**WHAT YOU NEED TO DO**
Tally the lines holding the string "this" and reply with that number alone.

**SUPPLIED DATA**
╔══

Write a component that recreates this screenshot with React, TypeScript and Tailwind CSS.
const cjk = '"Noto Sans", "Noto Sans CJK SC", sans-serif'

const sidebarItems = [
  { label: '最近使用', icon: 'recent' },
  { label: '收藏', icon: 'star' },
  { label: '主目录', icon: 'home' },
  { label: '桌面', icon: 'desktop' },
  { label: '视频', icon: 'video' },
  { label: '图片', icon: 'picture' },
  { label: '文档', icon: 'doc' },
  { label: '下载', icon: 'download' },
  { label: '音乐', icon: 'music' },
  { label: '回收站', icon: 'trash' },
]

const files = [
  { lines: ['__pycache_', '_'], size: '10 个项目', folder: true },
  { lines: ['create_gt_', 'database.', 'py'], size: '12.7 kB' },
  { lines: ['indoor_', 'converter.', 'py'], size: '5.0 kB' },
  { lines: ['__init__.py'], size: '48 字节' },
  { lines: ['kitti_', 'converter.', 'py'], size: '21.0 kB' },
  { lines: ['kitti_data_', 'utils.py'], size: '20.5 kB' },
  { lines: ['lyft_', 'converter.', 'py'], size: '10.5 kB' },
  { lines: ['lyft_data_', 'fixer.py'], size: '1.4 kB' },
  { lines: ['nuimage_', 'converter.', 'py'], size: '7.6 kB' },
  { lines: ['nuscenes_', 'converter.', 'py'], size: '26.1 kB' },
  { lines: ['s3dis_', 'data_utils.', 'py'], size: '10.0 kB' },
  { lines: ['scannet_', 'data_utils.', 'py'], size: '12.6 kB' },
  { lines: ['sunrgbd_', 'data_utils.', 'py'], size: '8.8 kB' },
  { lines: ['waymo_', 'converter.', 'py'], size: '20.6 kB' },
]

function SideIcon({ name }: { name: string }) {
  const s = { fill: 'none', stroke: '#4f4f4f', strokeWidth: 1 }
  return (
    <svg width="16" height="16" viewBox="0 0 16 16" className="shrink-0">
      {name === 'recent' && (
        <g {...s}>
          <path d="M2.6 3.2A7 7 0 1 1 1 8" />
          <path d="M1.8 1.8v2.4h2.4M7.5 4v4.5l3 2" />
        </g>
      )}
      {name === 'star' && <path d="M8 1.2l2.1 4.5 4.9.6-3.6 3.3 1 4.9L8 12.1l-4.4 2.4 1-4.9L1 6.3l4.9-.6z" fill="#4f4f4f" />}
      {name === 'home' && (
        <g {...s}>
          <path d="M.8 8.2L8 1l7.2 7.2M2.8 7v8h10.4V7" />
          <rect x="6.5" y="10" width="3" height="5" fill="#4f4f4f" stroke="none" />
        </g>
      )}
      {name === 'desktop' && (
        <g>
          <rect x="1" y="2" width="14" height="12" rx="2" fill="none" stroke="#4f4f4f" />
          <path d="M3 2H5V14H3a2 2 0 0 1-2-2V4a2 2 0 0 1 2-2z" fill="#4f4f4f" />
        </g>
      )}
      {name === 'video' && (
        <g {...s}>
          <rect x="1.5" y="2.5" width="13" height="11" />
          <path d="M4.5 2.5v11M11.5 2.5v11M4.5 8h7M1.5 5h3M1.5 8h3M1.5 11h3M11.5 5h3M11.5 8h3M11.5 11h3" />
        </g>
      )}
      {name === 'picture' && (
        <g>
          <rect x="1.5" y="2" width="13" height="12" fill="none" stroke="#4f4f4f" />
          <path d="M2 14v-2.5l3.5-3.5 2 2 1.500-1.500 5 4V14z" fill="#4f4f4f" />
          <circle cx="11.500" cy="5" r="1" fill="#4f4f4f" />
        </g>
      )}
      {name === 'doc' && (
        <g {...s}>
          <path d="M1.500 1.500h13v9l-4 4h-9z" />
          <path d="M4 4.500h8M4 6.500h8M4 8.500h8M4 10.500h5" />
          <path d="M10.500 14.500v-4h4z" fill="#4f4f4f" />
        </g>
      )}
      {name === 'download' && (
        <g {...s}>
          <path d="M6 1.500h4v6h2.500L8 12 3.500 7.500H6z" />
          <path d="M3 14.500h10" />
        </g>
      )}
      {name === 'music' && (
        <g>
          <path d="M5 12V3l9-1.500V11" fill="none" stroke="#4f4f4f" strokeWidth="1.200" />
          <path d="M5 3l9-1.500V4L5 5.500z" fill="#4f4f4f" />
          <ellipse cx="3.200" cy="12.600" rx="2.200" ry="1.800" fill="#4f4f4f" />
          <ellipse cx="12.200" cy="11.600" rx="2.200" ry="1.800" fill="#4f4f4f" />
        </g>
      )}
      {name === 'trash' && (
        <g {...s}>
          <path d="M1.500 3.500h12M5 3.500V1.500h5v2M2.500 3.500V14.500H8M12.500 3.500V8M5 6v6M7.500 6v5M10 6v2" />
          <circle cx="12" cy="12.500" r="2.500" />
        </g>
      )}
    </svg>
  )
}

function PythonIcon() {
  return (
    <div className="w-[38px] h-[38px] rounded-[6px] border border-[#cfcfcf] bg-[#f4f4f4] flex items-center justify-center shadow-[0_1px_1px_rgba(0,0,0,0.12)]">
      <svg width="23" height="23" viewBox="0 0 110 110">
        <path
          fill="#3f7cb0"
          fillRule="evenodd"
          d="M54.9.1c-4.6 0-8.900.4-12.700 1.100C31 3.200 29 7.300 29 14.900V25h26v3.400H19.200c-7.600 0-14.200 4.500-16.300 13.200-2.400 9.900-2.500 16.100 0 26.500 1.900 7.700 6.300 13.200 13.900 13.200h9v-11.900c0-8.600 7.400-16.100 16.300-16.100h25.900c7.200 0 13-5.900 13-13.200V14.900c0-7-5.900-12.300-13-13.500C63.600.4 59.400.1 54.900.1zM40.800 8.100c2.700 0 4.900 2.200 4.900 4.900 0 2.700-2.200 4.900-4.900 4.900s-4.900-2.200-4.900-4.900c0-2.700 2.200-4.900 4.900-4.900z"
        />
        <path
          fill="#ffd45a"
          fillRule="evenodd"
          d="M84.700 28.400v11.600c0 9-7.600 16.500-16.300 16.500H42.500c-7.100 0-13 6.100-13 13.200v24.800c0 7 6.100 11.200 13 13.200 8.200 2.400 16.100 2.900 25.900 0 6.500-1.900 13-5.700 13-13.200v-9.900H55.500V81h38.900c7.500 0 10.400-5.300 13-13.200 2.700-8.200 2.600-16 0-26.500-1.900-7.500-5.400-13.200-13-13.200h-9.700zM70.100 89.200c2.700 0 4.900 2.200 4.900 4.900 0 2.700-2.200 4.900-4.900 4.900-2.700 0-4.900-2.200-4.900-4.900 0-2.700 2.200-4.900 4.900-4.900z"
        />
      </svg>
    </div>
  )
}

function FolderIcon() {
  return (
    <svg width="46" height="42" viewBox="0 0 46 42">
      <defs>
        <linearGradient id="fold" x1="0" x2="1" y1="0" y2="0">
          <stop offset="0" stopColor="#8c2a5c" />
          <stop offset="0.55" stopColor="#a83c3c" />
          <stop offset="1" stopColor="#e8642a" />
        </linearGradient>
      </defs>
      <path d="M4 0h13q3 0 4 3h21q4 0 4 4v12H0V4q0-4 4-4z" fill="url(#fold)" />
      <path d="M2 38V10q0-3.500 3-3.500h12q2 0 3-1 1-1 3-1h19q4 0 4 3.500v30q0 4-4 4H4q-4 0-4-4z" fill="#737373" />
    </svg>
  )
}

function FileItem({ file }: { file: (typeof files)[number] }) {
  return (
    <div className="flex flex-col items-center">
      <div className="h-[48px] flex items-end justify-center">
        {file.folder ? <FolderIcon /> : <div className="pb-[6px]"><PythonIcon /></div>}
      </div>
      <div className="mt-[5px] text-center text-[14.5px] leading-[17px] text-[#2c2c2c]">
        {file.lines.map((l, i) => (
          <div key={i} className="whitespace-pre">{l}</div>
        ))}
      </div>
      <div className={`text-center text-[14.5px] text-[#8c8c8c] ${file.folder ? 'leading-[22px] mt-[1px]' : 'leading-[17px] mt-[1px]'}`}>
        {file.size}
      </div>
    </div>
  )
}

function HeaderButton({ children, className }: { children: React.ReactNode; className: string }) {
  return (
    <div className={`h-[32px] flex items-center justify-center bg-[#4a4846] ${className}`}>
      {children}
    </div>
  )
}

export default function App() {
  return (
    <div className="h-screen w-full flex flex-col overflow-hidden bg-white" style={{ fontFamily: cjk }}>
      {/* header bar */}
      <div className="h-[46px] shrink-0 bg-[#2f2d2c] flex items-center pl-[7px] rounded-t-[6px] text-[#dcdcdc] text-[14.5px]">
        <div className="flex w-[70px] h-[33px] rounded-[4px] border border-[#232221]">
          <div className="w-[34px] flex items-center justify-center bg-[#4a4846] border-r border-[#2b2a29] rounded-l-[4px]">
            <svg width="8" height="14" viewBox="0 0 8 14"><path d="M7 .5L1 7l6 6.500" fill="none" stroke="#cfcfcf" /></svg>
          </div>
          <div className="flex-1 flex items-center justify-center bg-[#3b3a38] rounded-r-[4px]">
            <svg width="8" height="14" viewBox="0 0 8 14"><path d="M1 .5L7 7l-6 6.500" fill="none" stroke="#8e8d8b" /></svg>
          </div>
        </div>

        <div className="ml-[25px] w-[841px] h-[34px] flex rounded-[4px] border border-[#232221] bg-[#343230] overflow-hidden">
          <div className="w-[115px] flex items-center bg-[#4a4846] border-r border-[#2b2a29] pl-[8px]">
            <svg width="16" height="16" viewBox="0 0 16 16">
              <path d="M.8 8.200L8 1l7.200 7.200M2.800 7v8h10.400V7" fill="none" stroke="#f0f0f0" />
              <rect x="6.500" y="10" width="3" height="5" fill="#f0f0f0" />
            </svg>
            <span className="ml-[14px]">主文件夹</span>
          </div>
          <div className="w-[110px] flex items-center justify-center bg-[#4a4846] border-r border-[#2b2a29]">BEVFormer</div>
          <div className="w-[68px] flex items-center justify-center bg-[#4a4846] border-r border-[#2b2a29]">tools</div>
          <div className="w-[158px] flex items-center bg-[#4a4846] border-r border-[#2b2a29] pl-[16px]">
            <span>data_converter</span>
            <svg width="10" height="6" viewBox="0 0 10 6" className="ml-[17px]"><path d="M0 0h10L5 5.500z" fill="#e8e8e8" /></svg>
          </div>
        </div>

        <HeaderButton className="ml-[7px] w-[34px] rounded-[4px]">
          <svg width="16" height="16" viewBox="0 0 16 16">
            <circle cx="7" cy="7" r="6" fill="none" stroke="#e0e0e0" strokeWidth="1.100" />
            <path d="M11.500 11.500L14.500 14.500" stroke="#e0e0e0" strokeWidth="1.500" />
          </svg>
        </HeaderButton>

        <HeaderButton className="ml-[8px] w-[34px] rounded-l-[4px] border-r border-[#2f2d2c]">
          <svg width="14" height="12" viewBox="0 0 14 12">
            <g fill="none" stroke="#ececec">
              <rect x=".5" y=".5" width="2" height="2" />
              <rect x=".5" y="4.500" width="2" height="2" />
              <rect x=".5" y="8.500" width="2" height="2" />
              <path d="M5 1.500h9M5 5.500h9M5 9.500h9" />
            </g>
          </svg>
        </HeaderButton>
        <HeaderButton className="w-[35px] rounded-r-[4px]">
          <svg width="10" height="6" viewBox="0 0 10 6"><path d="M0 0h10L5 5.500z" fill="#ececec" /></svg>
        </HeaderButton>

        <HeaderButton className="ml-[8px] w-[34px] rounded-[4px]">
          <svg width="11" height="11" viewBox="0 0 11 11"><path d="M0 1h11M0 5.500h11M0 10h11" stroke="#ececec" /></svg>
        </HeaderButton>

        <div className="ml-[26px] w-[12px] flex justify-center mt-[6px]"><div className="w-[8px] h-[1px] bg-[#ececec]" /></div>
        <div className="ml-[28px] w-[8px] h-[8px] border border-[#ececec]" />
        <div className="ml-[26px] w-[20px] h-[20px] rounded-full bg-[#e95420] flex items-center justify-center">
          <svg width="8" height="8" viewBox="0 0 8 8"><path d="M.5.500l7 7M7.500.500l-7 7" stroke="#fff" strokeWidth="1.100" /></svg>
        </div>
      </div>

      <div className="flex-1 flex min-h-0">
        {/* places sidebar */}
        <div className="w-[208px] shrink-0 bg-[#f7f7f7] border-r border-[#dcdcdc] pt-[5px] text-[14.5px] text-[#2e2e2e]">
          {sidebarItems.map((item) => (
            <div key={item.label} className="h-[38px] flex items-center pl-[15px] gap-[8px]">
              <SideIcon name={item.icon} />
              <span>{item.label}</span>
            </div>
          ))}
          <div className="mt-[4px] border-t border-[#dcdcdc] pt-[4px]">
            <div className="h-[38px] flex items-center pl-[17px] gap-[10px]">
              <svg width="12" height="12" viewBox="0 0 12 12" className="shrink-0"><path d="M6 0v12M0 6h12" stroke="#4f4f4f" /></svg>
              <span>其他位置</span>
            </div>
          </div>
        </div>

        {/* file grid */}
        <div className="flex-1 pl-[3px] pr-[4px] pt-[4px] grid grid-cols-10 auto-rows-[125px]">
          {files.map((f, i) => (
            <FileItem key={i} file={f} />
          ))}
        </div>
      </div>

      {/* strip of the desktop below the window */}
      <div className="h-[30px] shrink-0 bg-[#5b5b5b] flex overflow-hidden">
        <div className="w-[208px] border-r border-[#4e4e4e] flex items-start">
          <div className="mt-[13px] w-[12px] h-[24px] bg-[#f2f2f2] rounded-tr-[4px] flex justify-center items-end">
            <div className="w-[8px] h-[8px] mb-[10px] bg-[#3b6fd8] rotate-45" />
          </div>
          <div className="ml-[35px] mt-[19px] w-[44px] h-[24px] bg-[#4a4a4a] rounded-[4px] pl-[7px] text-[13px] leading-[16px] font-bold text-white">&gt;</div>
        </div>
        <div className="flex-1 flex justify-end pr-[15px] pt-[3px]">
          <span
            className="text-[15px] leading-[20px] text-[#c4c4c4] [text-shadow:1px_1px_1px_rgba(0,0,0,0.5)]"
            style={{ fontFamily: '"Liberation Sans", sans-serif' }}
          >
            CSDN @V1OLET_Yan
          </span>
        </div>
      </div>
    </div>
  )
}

╚══
╔══

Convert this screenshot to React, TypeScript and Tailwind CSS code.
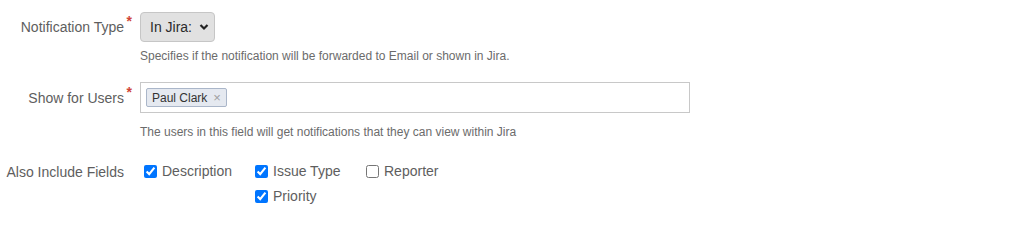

╚══

**RESPONSE BELOW**
2